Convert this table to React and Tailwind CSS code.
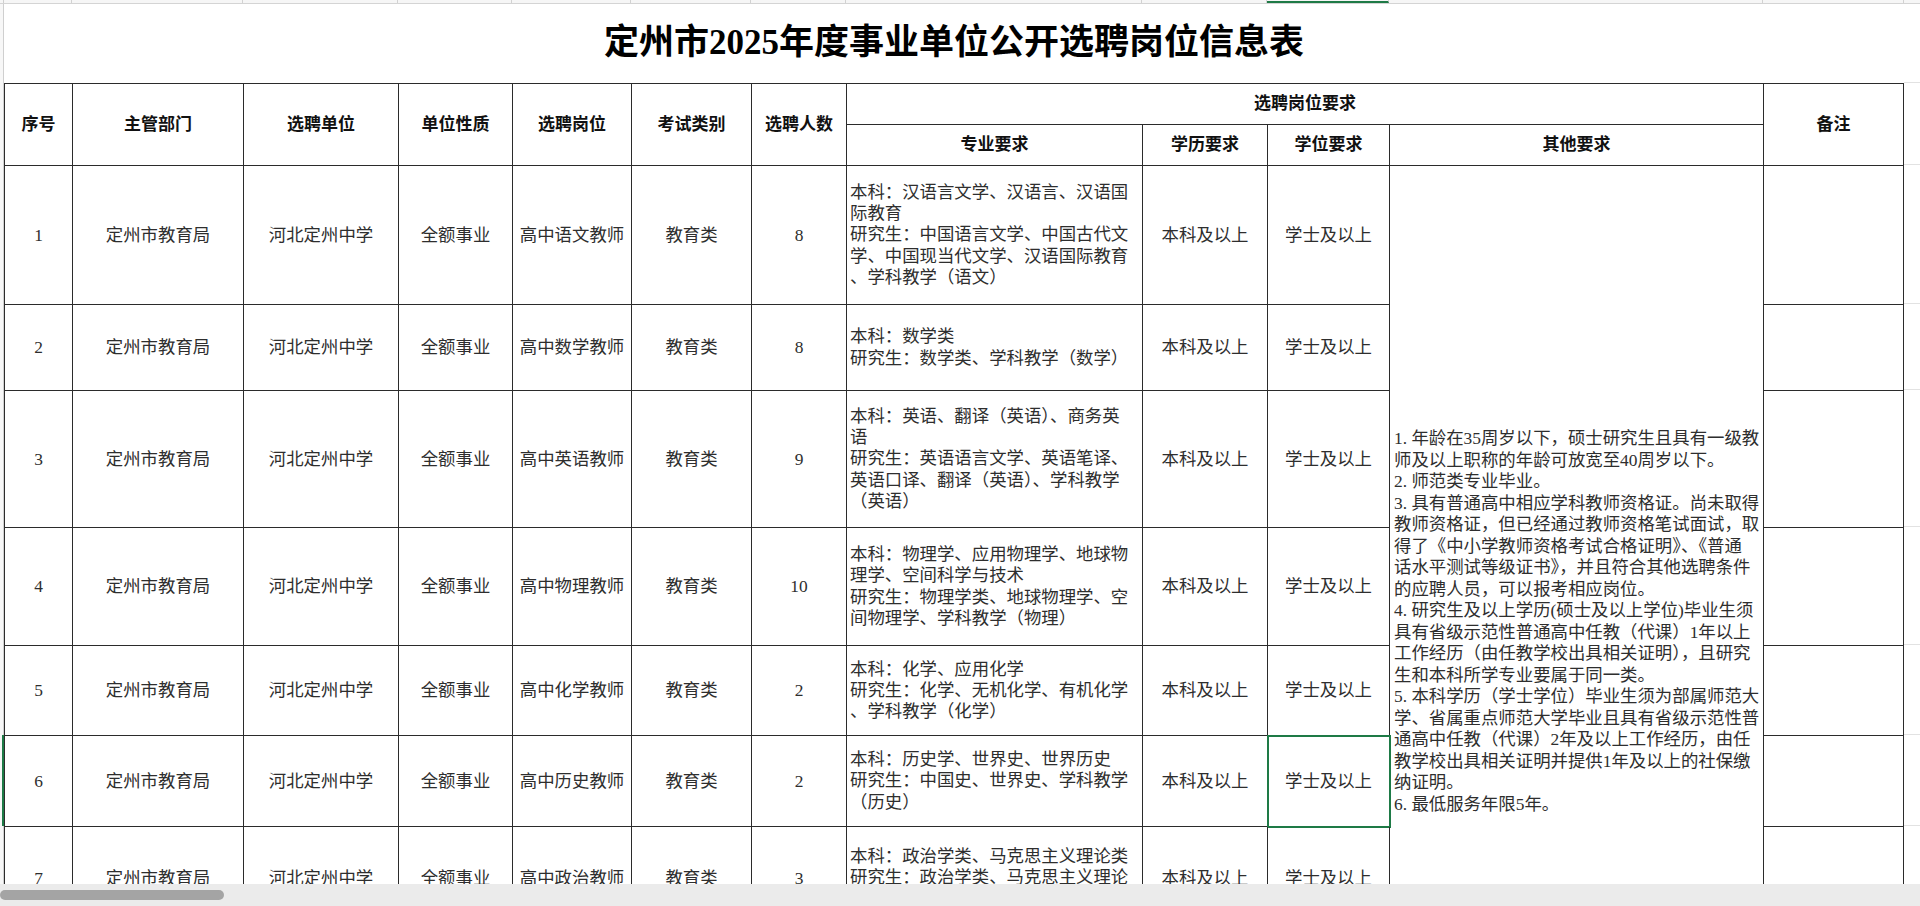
import React from "react";

const rows = [
  {
    no: "1",
    post: "高中语文教师",
    num: "8",
    major: [
      "本科：汉语言文学、汉语言、汉语国",
      "际教育",
      "研究生：中国语言文学、中国古代文",
      "学、中国现当代文学、汉语国际教育",
      "、学科教学（语文）",
    ],
  },
  {
    no: "2",
    post: "高中数学教师",
    num: "8",
    major: ["本科：数学类", "研究生：数学类、学科教学（数学）"],
  },
  {
    no: "3",
    post: "高中英语教师",
    num: "9",
    major: [
      "本科：英语、翻译（英语）、商务英",
      "语",
      "研究生：英语语言文学、英语笔译、",
      "英语口译、翻译（英语）、学科教学",
      "（英语）",
    ],
  },
  {
    no: "4",
    post: "高中物理教师",
    num: "10",
    major: [
      "本科：物理学、应用物理学、地球物",
      "理学、空间科学与技术",
      "研究生：物理学类、地球物理学、空",
      "间物理学、学科教学（物理）",
    ],
  },
  {
    no: "5",
    post: "高中化学教师",
    num: "2",
    major: ["本科：化学、应用化学", "研究生：化学、无机化学、有机化学", "、学科教学（化学）"],
  },
  {
    no: "6",
    post: "高中历史教师",
    num: "2",
    selected: true,
    major: ["本科：历史学、世界史、世界历史", "研究生：中国史、世界史、学科教学", "（历史）"],
  },
  {
    no: "7",
    post: "高中政治教师",
    num: "3",
    major: ["本科：政治学类、马克思主义理论类", "研究生：政治学类、马克思主义理论", "、学科教学（思想政治）"],
  },
];

const other = [
  "1. 年龄在35周岁以下，硕士研究生且具有一级教",
  "师及以上职称的年龄可放宽至40周岁以下。",
  "2. 师范类专业毕业。",
  "3. 具有普通高中相应学科教师资格证。尚未取得",
  "教师资格证，但已经通过教师资格笔试面试，取",
  "得了《中小学教师资格考试合格证明》、《普通",
  "话水平测试等级证书》，并且符合其他选聘条件",
  "的应聘人员，可以报考相应岗位。",
  "4. 研究生及以上学历(硕士及以上学位)毕业生须",
  "具有省级示范性普通高中任教（代课）1年以上",
  "工作经历（由任教学校出具相关证明），且研究",
  "生和本科所学专业要属于同一类。",
  "5. 本科学历（学士学位）毕业生须为部属师范大",
  "学、省属重点师范大学毕业且具有省级示范性普",
  "通高中任教（代课）2年及以上工作经历，由任",
  "教学校出具相关证明并提供1年及以上的社保缴",
  "纳证明。",
  "6. 最低服务年限5年。",
];

// heights of the sheet rows, used by the gutter and the blank strip on the right
const sideRows = [
  { h: "h-[79px]" },
  { h: "h-[82px]" },
  { h: "h-[139px]" },
  { h: "h-[86px]" },
  { h: "h-[137px]" },
  { h: "h-[118px]" },
  { h: "h-[90px]" },
  { h: "h-[91px]", selected: true },
  { h: "h-[103px]" },
];

const topCols = [
  "w-[68px]", "w-[171px]", "w-[155px]", "w-[114px]", "w-[119px]", "w-[120px]",
  "w-[95px]", "w-[296px]", "w-[125px]", "w-[122px]", "w-[374px]", "w-[141px]",
];

function Cell({ children, className = "" }) {
  return (
    <div className={"flex items-center justify-center border-r border-b border-[#2b2b2b] text-center " + className}>
      {children}
    </div>
  );
}

function Head({ children, className = "" }) {
  return <Cell className={"font-bold text-[17px] text-[#111] " + className}>{children}</Cell>;
}

export default function App() {
  return (
    <div className="w-[1920px] h-[906px] overflow-hidden bg-white font-['Liberation_Serif','Noto_Sans_CJK_SC',serif] text-[#2e2e2e]">
      {/* column header remnant */}
      <div className="flex h-[4px] bg-[#f6f6f6] border-b border-[#d4d4d4]">
        <div className="w-[4px] border-r border-[#cfcfcf]" />
        {topCols.map((w, i) => (
          <div key={i} className={w + " border-r border-[#d2d2d2] " + (i === 9 ? "border-b-2 border-b-[#1e7a46]" : "")} />
        ))}
        <div className="flex-1" />
      </div>

      <div className="flex h-[880px] overflow-hidden">
        {/* row header remnant */}
        <div className="w-[4px] flex flex-col bg-[#f7f7f7]">
          {sideRows.map((r, i) => (
            <div
              key={i}
              className={r.h + " shrink-0 border-r " + (r.selected ? "border-r-2 border-[#1e7a46]" : "border-[#cfcfcf]")}
            />
          ))}
        </div>

        <div className="w-[1900px] shrink-0">
          <div className="h-[79px] flex items-center justify-center text-[35px] font-bold text-black">
            定州市2025年度事业单位公开选聘岗位信息表
          </div>

          <div className="grid grid-cols-[68px_171px_155px_114px_119px_120px_95px_296px_125px_122px_374px_140px] grid-rows-[41px_41px_139px_86px_137px_118px_90px_91px_103px] border-l border-t border-[#2b2b2b] text-[17.4px]">
            <Head className="row-span-2">序号</Head>
            <Head className="row-span-2">主管部门</Head>
            <Head className="row-span-2">选聘单位</Head>
            <Head className="row-span-2">单位性质</Head>
            <Head className="row-span-2">选聘岗位</Head>
            <Head className="row-span-2">考试类别</Head>
            <Head className="row-span-2">选聘人数</Head>
            <Head className="col-span-4">选聘岗位要求</Head>
            <Head className="row-span-2">备注</Head>
            <Head>专业要求</Head>
            <Head>学历要求</Head>
            <Head>学位要求</Head>
            <Head>其他要求</Head>

            {rows.map((r, i) => (
              <React.Fragment key={r.no}>
                <Cell>{r.no}</Cell>
                <Cell>定州市教育局</Cell>
                <Cell>河北定州中学</Cell>
                <Cell>全额事业</Cell>
                <Cell>{r.post}</Cell>
                <Cell>教育类</Cell>
                <Cell>{r.num}</Cell>
                <div className="flex flex-col justify-center items-start pl-[3px] border-r border-b border-[#2b2b2b] leading-[21.3px] whitespace-nowrap">
                  {r.major.map((l, j) => (
                    <span key={j}>{l}</span>
                  ))}
                </div>
                <Cell>本科及以上</Cell>
                <Cell className={r.selected ? "outline-2 outline-[#1e7a46] -outline-offset-1" : ""}>学士及以上</Cell>
                {i === 0 && (
                  <div className="row-span-7 flex flex-col items-start pt-[262px] pl-[4px] border-r border-b border-[#2b2b2b] leading-[21.5px] whitespace-nowrap">
                    {other.map((l, j) => (
                      <span key={j}>{l}</span>
                    ))}
                  </div>
                )}
                <Cell />
              </React.Fragment>
            ))}
          </div>
        </div>

        {/* empty sheet area to the right */}
        <div className="flex-1 flex flex-col">
          {sideRows.map((r, i) => (
            <div key={i} className={r.h + " shrink-0 border-b border-[#e2e2e2]"} />
          ))}
        </div>
      </div>

      {/* horizontal scrollbar */}
      <div className="h-[22px] bg-[#ebebeb] pt-[6px]">
        <div className="w-[224px] h-[10px] rounded-full bg-[#a4a4a4]" />
      </div>
    </div>
  );
}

▬▬▬▬▬▬▬▬▬▬

TASK TO CARRY OUT:
Reproduce every line of the material precisely, omitting its pictures.

THE RESPONSE:
Convert this table to React and Tailwind CSS code.
import React from "react";

const rows = [
  {
    no: "1",
    post: "高中语文教师",
    num: "8",
    major: [
      "本科：汉语言文学、汉语言、汉语国",
      "际教育",
      "研究生：中国语言文学、中国古代文",
      "学、中国现当代文学、汉语国际教育",
      "、学科教学（语文）",
    ],
  },
  {
    no: "2",
    post: "高中数学教师",
    num: "8",
    major: ["本科：数学类", "研究生：数学类、学科教学（数学）"],
  },
  {
    no: "3",
    post: "高中英语教师",
    num: "9",
    major: [
      "本科：英语、翻译（英语）、商务英",
      "语",
      "研究生：英语语言文学、英语笔译、",
      "英语口译、翻译（英语）、学科教学",
      "（英语）",
    ],
  },
  {
    no: "4",
    post: "高中物理教师",
    num: "10",
    major: [
      "本科：物理学、应用物理学、地球物",
      "理学、空间科学与技术",
      "研究生：物理学类、地球物理学、空",
      "间物理学、学科教学（物理）",
    ],
  },
  {
    no: "5",
    post: "高中化学教师",
    num: "2",
    major: ["本科：化学、应用化学", "研究生：化学、无机化学、有机化学", "、学科教学（化学）"],
  },
  {
    no: "6",
    post: "高中历史教师",
    num: "2",
    selected: true,
    major: ["本科：历史学、世界史、世界历史", "研究生：中国史、世界史、学科教学", "（历史）"],
  },
  {
    no: "7",
    post: "高中政治教师",
    num: "3",
    major: ["本科：政治学类、马克思主义理论类", "研究生：政治学类、马克思主义理论", "、学科教学（思想政治）"],
  },
];

const other = [
  "1. 年龄在35周岁以下，硕士研究生且具有一级教",
  "师及以上职称的年龄可放宽至40周岁以下。",
  "2. 师范类专业毕业。",
  "3. 具有普通高中相应学科教师资格证。尚未取得",
  "教师资格证，但已经通过教师资格笔试面试，取",
  "得了《中小学教师资格考试合格证明》、《普通",
  "话水平测试等级证书》，并且符合其他选聘条件",
  "的应聘人员，可以报考相应岗位。",
  "4. 研究生及以上学历(硕士及以上学位)毕业生须",
  "具有省级示范性普通高中任教（代课）1年以上",
  "工作经历（由任教学校出具相关证明），且研究",
  "生和本科所学专业要属于同一类。",
  "5. 本科学历（学士学位）毕业生须为部属师范大",
  "学、省属重点师范大学毕业且具有省级示范性普",
  "通高中任教（代课）2年及以上工作经历，由任",
  "教学校出具相关证明并提供1年及以上的社保缴",
  "纳证明。",
  "6. 最低服务年限5年。",
];

// heights of the sheet rows, used by the gutter and the blank strip on the right
const sideRows = [
  { h: "h-[79px]" },
  { h: "h-[82px]" },
  { h: "h-[139px]" },
  { h: "h-[86px]" },
  { h: "h-[137px]" },
  { h: "h-[118px]" },
  { h: "h-[90px]" },
  { h: "h-[91px]", selected: true },
  { h: "h-[103px]" },
];

const topCols = [
  "w-[68px]", "w-[171px]", "w-[155px]", "w-[114px]", "w-[119px]", "w-[120px]",
  "w-[95px]", "w-[296px]", "w-[125px]", "w-[122px]", "w-[374px]", "w-[141px]",
];

function Cell({ children, className = "" }) {
  return (
    <div className={"flex items-center justify-center border-r border-b border-[#2b2b2b] text-center " + className}>
      {children}
    </div>
  );
}

function Head({ children, className = "" }) {
  return <Cell className={"font-bold text-[17px] text-[#111] " + className}>{children}</Cell>;
}

export default function App() {
  return (
    <div className="w-[1920px] h-[906px] overflow-hidden bg-white font-['Liberation_Serif','Noto_Sans_CJK_SC',serif] text-[#2e2e2e]">
      {/* column header remnant */}
      <div className="flex h-[4px] bg-[#f6f6f6] border-b border-[#d4d4d4]">
        <div className="w-[4px] border-r border-[#cfcfcf]" />
        {topCols.map((w, i) => (
          <div key={i} className={w + " border-r border-[#d2d2d2] " + (i === 9 ? "border-b-2 border-b-[#1e7a46]" : "")} />
        ))}
        <div className="flex-1" />
      </div>

      <div className="flex h-[880px] overflow-hidden">
        {/* row header remnant */}
        <div className="w-[4px] flex flex-col bg-[#f7f7f7]">
          {sideRows.map((r, i) => (
            <div
              key={i}
              className={r.h + " shrink-0 border-r " + (r.selected ? "border-r-2 border-[#1e7a46]" : "border-[#cfcfcf]")}
            />
          ))}
        </div>

        <div className="w-[1900px] shrink-0">
          <div className="h-[79px] flex items-center justify-center text-[35px] font-bold text-black">
            定州市2025年度事业单位公开选聘岗位信息表
          </div>

          <div className="grid grid-cols-[68px_171px_155px_114px_119px_120px_95px_296px_125px_122px_374px_140px] grid-rows-[41px_41px_139px_86px_137px_118px_90px_91px_103px] border-l border-t border-[#2b2b2b] text-[17.4px]">
            <Head className="row-span-2">序号</Head>
            <Head className="row-span-2">主管部门</Head>
            <Head className="row-span-2">选聘单位</Head>
            <Head className="row-span-2">单位性质</Head>
            <Head className="row-span-2">选聘岗位</Head>
            <Head className="row-span-2">考试类别</Head>
            <Head className="row-span-2">选聘人数</Head>
            <Head className="col-span-4">选聘岗位要求</Head>
            <Head className="row-span-2">备注</Head>
            <Head>专业要求</Head>
            <Head>学历要求</Head>
            <Head>学位要求</Head>
            <Head>其他要求</Head>

            {rows.map((r, i) => (
              <React.Fragment key={r.no}>
                <Cell>{r.no}</Cell>
                <Cell>定州市教育局</Cell>
                <Cell>河北定州中学</Cell>
                <Cell>全额事业</Cell>
                <Cell>{r.post}</Cell>
                <Cell>教育类</Cell>
                <Cell>{r.num}</Cell>
                <div className="flex flex-col justify-center items-start pl-[3px] border-r border-b border-[#2b2b2b] leading-[21.3px] whitespace-nowrap">
                  {r.major.map((l, j) => (
                    <span key={j}>{l}</span>
                  ))}
                </div>
                <Cell>本科及以上</Cell>
                <Cell className={r.selected ? "outline-2 outline-[#1e7a46] -outline-offset-1" : ""}>学士及以上</Cell>
                {i === 0 && (
                  <div className="row-span-7 flex flex-col items-start pt-[262px] pl-[4px] border-r border-b border-[#2b2b2b] leading-[21.5px] whitespace-nowrap">
                    {other.map((l, j) => (
                      <span key={j}>{l}</span>
                    ))}
                  </div>
                )}
                <Cell />
              </React.Fragment>
            ))}
          </div>
        </div>

        {/* empty sheet area to the right */}
        <div className="flex-1 flex flex-col">
          {sideRows.map((r, i) => (
            <div key={i} className={r.h + " shrink-0 border-b border-[#e2e2e2]"} />
          ))}
        </div>
      </div>

      {/* horizontal scrollbar */}
      <div className="h-[22px] bg-[#ebebeb] pt-[6px]">
        <div className="w-[224px] h-[10px] rounded-full bg-[#a4a4a4]" />
      </div>
    </div>
  );
}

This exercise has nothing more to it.